All of these actors possessed similar physical traits of the musicians they portrayed, which help solidify them in their role. Bringing me back to my comparison of Idris Elba to Otis Redding.
Both men sing. Even though I can’t really say how successful Elba will be in his singing career, it does help that he’s not completely tone deaf. Both are tall, Elba at approx 6’3″ and Redding at 6’1″, and have big, gregarious smiles. Although Otis Redding died young at 26 and Idris Elba is already 39, Elba could certainly pass for that age. And both, coincidentally, have a tie to Jay-Z. Elba co-produced and performed on the intro to Jay-Z’s 2007 album American Gangster.

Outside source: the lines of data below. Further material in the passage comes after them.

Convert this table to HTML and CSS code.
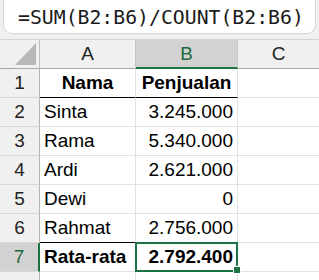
FILE: index.html
```html
<!DOCTYPE html>
<html>
<head>
<meta charset="utf-8">
<link rel="stylesheet" href="styles.css">
</head>
<body>
<div class="formula-area">
  <div class="formula-box">=SUM(B2:B6)/COUNT(B2:B6)</div>
</div>
<div class="sheet">
  <div class="hd corner"><svg width="40" height="28" viewBox="0 0 40 28"><polygon points="36,3 36,25 15,25" fill="#b8b8b8"/></svg></div>
  <div class="hd col">A</div>
  <div class="hd col sel-col">B</div>
  <div class="hd col last">C</div>

  <div class="hd row">1</div>
  <div class="c ctr b under">Nama</div>
  <div class="c ctr b under">Penjualan</div>
  <div class="c last"></div>

  <div class="hd row">2</div>
  <div class="c">Sinta</div>
  <div class="c num">3.245.000</div>
  <div class="c last"></div>

  <div class="hd row">3</div>
  <div class="c">Rama</div>
  <div class="c num">5.340.000</div>
  <div class="c last"></div>

  <div class="hd row">4</div>
  <div class="c">Ardi</div>
  <div class="c num">2.621.000</div>
  <div class="c last"></div>

  <div class="hd row">5</div>
  <div class="c">Dewi</div>
  <div class="c num">0</div>
  <div class="c last"></div>

  <div class="hd row">6</div>
  <div class="c under">Rahmat</div>
  <div class="c num">2.756.000</div>
  <div class="c last"></div>

  <div class="hd row sel-row">7</div>
  <div class="c b">Rata-rata</div>
  <div class="c num b active">2.792.400<span class="handle"></span></div>
  <div class="c last"></div>

  <div class="hd row"></div>
  <div class="c"></div>
  <div class="c"></div>
  <div class="c last"></div>
</div>
</body>
</html>
```

FILE: styles.css
```css
html, body {
  margin: 0;
  padding: 0;
  background: #ffffff;
  overflow: hidden;
}

.formula-area {
  height: 40px;
  box-sizing: border-box;
  background: #f0f0f0;
  border-bottom: 1px solid #d4d4d4;
  padding: 0 3px;
}

.formula-box {
  height: 34px;
  box-sizing: border-box;
  background: #ffffff;
  border: 1px solid #d6d6d6;
  border-top: none;
  border-radius: 0 0 9px 9px;
  padding: 3px 0 0 14px;
  font-family: "DejaVu Sans Mono", monospace;
  font-size: 19.8px;
  line-height: 30px;
  color: #1a1a1a;
  white-space: nowrap;
}

.sheet {
  display: grid;
  grid-template-columns: 40px 96px 102px 1fr;
  grid-auto-rows: 29px;
  font-family: "Liberation Sans", Arial, sans-serif;
  font-size: 19px;
  color: #000000;
}

.hd {
  background: #f0f0f0;
  box-sizing: border-box;
  border-right: 1px solid #c6c6c6;
  border-bottom: 1px solid #d8d8d8;
  text-align: center;
  line-height: 28px;
  color: #222222;
}

.corner {
  border-bottom: 1px solid #a8a8a8;
  border-right: 1px solid #c0c0c0;
}

.corner svg {
  display: block;
}

.col {
  border-bottom: 1px solid #a8a8a8;
}

.col.last {
  border-right: none;
}

.sel-col {
  background: #d2d2d2;
  color: #1d6a3f;
  border-bottom: 2px solid #1e7145;
}

.row {
  border-right: 1px solid #b4b4b4;
}

.sel-row {
  background: #d2d2d2;
  color: #1d6a3f;
  border-right: 2px solid #1e7145;
}

.c {
  box-sizing: border-box;
  border-right: 1px solid #e1e1e1;
  border-bottom: 1px solid #e1e1e1;
  line-height: 28px;
  padding: 0 4px;
  white-space: nowrap;
  position: relative;
}

.c.last {
  border-right: none;
}

.ctr {
  text-align: center;
}

.num {
  text-align: right;
}

.b {
  font-weight: bold;
}

.under {
  border-bottom: 1px solid #000000;
}

.active::after {
  content: "";
  position: absolute;
  top: -1px;
  left: -1px;
  right: -1px;
  bottom: -1px;
  border: 2px solid #1e7145;
  pointer-events: none;
}

.handle {
  position: absolute;
  right: -4px;
  bottom: -3px;
  width: 6px;
  height: 6px;
  background: #1e7145;
  border: 1px solid #ffffff;
  z-index: 2;
}
```
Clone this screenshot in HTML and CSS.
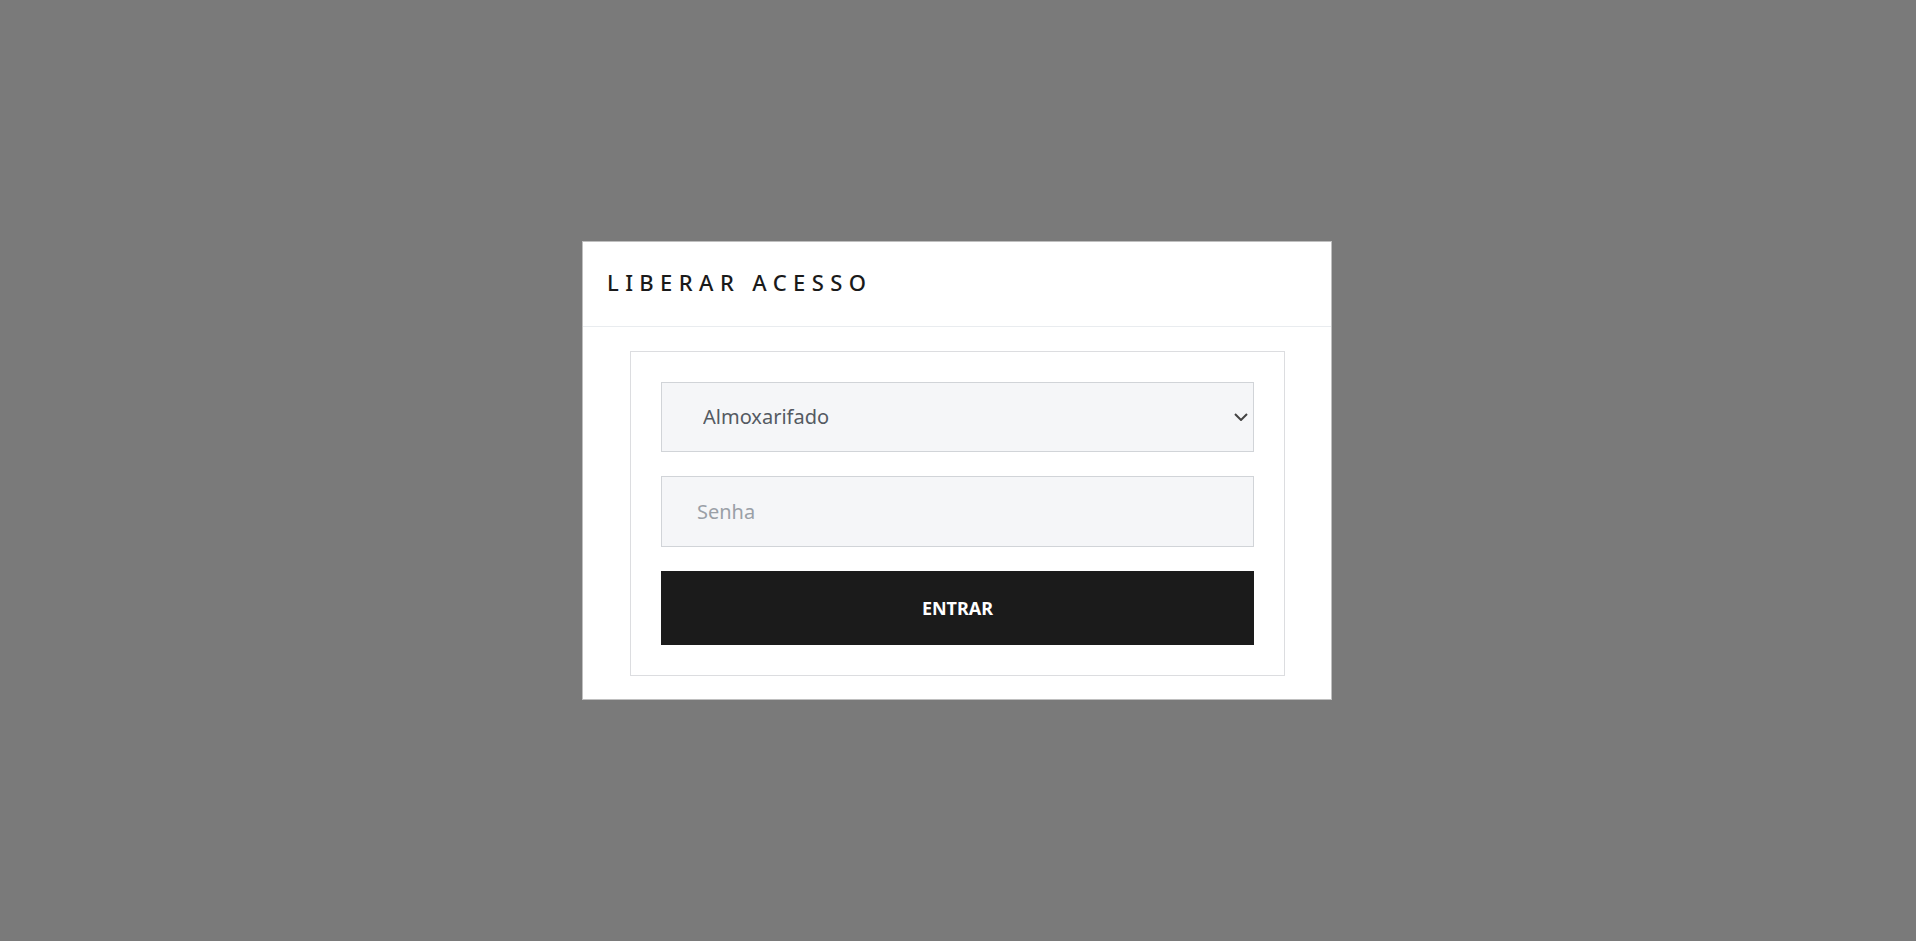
FILE: index.html
```html
<!DOCTYPE html>
<html lang="pt-BR">
<head>
    <meta charset="UTF-8" />
    <meta name="viewport" content="width=device-width, initial-scale=1.0" />
    <title>Liberar Acesso</title>
    <link rel="stylesheet" href="styles.css">
</head>
<body>
    <div class="overlay">
        <div class="modal">
            <div class="modal-header">
                <h1>LIBERAR ACESSO</h1>
            </div>
            <div class="modal-body">
                <form id="access-form" class="card">
                    <div class="select-wrap">
                        <select id="setor">
                            <option>Almoxarifado</option>
                        </select>
                        <svg class="chevron" width="14" height="8" viewBox="0 0 14 8">
                            <path d="M1 1l6 6 6-6" fill="none" stroke="#444" stroke-width="2" />
                        </svg>
                    </div>
                    <input type="password" id="senha" placeholder="Senha" />
                    <button type="submit">ENTRAR</button>
                </form>
            </div>
        </div>
    </div>
</body>
</html>
```

FILE: styles.css
```css
* {
    margin: 0;
    padding: 0;
    box-sizing: border-box;
    font-family: 'Noto Sans', 'Open Sans', sans-serif;
}

body {
    background-color: #7a7a7a;
    height: 100vh;
}

.overlay {
    display: flex;
    justify-content: center;
    align-items: center;
    height: 100vh;
    padding-right: 2px;
}

.modal {
    width: 750px;
    background-color: #fff;
    border: 1px solid rgba(0, 0, 0, 0.25);
}

.modal-header {
    display: flex;
    align-items: center;
    height: 85px;
    padding: 0 24px 4px;
    border-bottom: 1px solid #e9ecef;
}

h1 {
    font-size: 22px;
    font-weight: 500;
    letter-spacing: 6.4px;
    color: #1a1a1a;
}

.modal-body {
    padding: 24px 46px 23px 47px;
}

.card {
    display: flex;
    flex-direction: column;
    gap: 24px;
    padding: 30px;
    border: 1px solid #dcdde0;
}

.select-wrap {
    position: relative;
}

select,
input {
    width: 100%;
    border: 1px solid #d1d4d8;
    background-color: #f5f6f8;
    font-size: 20px;
    outline: none;
}

select {
    height: 70px;
    padding-left: 41px;
    padding-bottom: 2px;
    color: #545a62;
    appearance: none;
}

.chevron {
    position: absolute;
    right: 6px;
    top: 31px;
    pointer-events: none;
}

input {
    height: 71px;
    padding-left: 35px;
    color: #545a62;
}

input::placeholder {
    color: #9aa0a7;
}

button {
    height: 74px;
    border: none;
    background-color: #1b1b1b;
    color: #fff;
    font-size: 18px;
    font-weight: 700;
    cursor: pointer;
}
```
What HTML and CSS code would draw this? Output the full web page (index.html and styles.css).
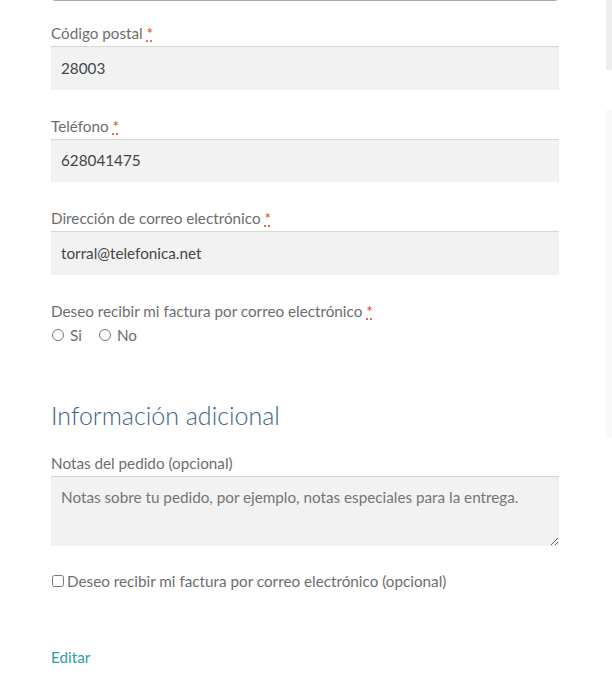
FILE: index.html
```html
<!DOCTYPE html>
<html lang="es">
<head>
<meta charset="utf-8">
<title>Checkout</title>
<link rel="stylesheet" href="styles.css">
</head>
<body>
<div class="layout">
  <main class="main">
    <div class="select-box"></div>

    <p class="form-row">
      <label class="label">Código postal <abbr class="required" title="obligatorio">*</abbr></label>
      <input class="input" type="text" value="28003">
    </p>

    <p class="form-row">
      <label class="label">Teléfono <abbr class="required" title="obligatorio">*</abbr></label>
      <input class="input" type="tel" value="628041475">
    </p>

    <p class="form-row">
      <label class="label">Dirección de correo electrónico <abbr class="required" title="obligatorio">*</abbr></label>
      <input class="input" type="email" value="torral@telefonica.net">
    </p>

    <div class="form-row radio-row">
      <span class="label">Deseo recibir mi factura por correo electrónico <abbr class="required" title="obligatorio">*</abbr></span>
      <div class="radios">
        <label class="radio"><input type="radio" name="factura"> Si</label>
        <label class="radio"><input type="radio" name="factura"> No</label>
      </div>
    </div>

    <h3 class="heading">Información adicional</h3>

    <p class="form-row notes-row">
      <label class="label">Notas del pedido (opcional)</label>
      <textarea class="textarea" placeholder="Notas sobre tu pedido, por ejemplo, notas especiales para la entrega."></textarea>
    </p>

    <p class="check-row">
      <label class="check"><input type="checkbox"> Deseo recibir mi factura por correo electrónico (opcional)</label>
    </p>

    <a class="edit-link" href="#">Editar</a>
  </main>
  <aside class="sidebar">
    <div class="side-top"></div>
    <div class="side-box"></div>
  </aside>
</div>
</body>
</html>
```

FILE: styles.css
```css
html, body {
  margin: 0;
  padding: 0;
  background: #ffffff;
}

body {
  font-family: "Lato", "Liberation Sans", sans-serif;
  font-size: 15.25px;
  color: #6d6d6d;
  overflow: hidden;
}

.layout {
  display: flex;
  align-items: flex-start;
  height: 693px;
}

.main {
  width: 508px;
  margin-left: 51px;
  flex: none;
}

.sidebar {
  margin-left: 47px;
  width: 6px;
  flex: none;
  display: flex;
  flex-direction: column;
}

.side-top {
  height: 70px;
  background: #eeeeee;
}

.side-box {
  margin-top: 40px;
  height: 328px;
  background: #f8f8f8;
}

.select-box {
  height: 40px;
  margin-top: -39px;
  margin-bottom: 20px;
  border: 1px solid #aaaaaa;
  border-radius: 4px;
  box-sizing: border-box;
}

.form-row {
  margin: 0 0 24px;
}

.label {
  display: block;
  line-height: 24px;
  margin-bottom: 1px;
  color: #6d6d6d;
}

.required {
  color: #e2401c;
  text-decoration: underline dotted #e2401c;
  text-underline-offset: 2px;
  border: 0;
  cursor: help;
}

.input,
.textarea {
  display: block;
  width: 100%;
  box-sizing: border-box;
  border: 0;
  margin: 0;
  background: #f2f2f2;
  box-shadow: inset 0 1px 1px rgba(0, 0, 0, 0.125);
  font-family: inherit;
  font-size: 15.25px;
  color: #43454b;
  outline: none;
}

.input {
  height: 43.5px;
  padding: 0 10px;
}

.textarea {
  height: 70px;
  padding: 9px 10px;
  line-height: 24px;
  resize: vertical;
}

.textarea::placeholder {
  color: #757575;
  opacity: 1;
}

.radio-row {
  margin-bottom: 0;
}

.radio-row .label {
  margin-bottom: 0;
}

.radios {
  display: flex;
  gap: 16px;
  line-height: 24px;
}

.radio {
  display: flex;
  align-items: center;
  gap: 6px;
}

.radio input {
  margin: 0 0 0 1px;
  width: 12px;
  height: 12px;
}

.heading {
  margin: 48px 0 0;
  font-size: 25px;
  font-weight: 300;
  line-height: 40px;
  color: #3c6685;
}

.notes-row {
  margin-top: 16px;
  margin-bottom: 23px;
}

.check-row {
  margin: 0;
  line-height: 24px;
}

.check {
  display: inline-flex;
  align-items: center;
  gap: 3px;
}

.check input {
  margin: 0 0 0 1px;
  width: 12px;
  height: 12px;
}

.edit-link {
  display: block;
  margin-top: 52px;
  line-height: 24px;
  color: #2e9ca6;
  text-decoration: none;
}
```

And Jay-Z, along with Kanye West, pays tribute to Otis Redding in their new song aptly entitled “Otis” with a mashup of sampling from Redding’s hit “Try a Little Tenderness.” Of course that last bit has no bearing on why Elba would make a great Otis Redding, but I thought it was a fun piece of trivia.
As far as I know, there is no Otis Redding film being pitched at this time, nor have I even heard rumors about it. But if by chance Columbia, 20th Century Fox, Paramount or TriStar are looking for new movie ideas – there’s mine.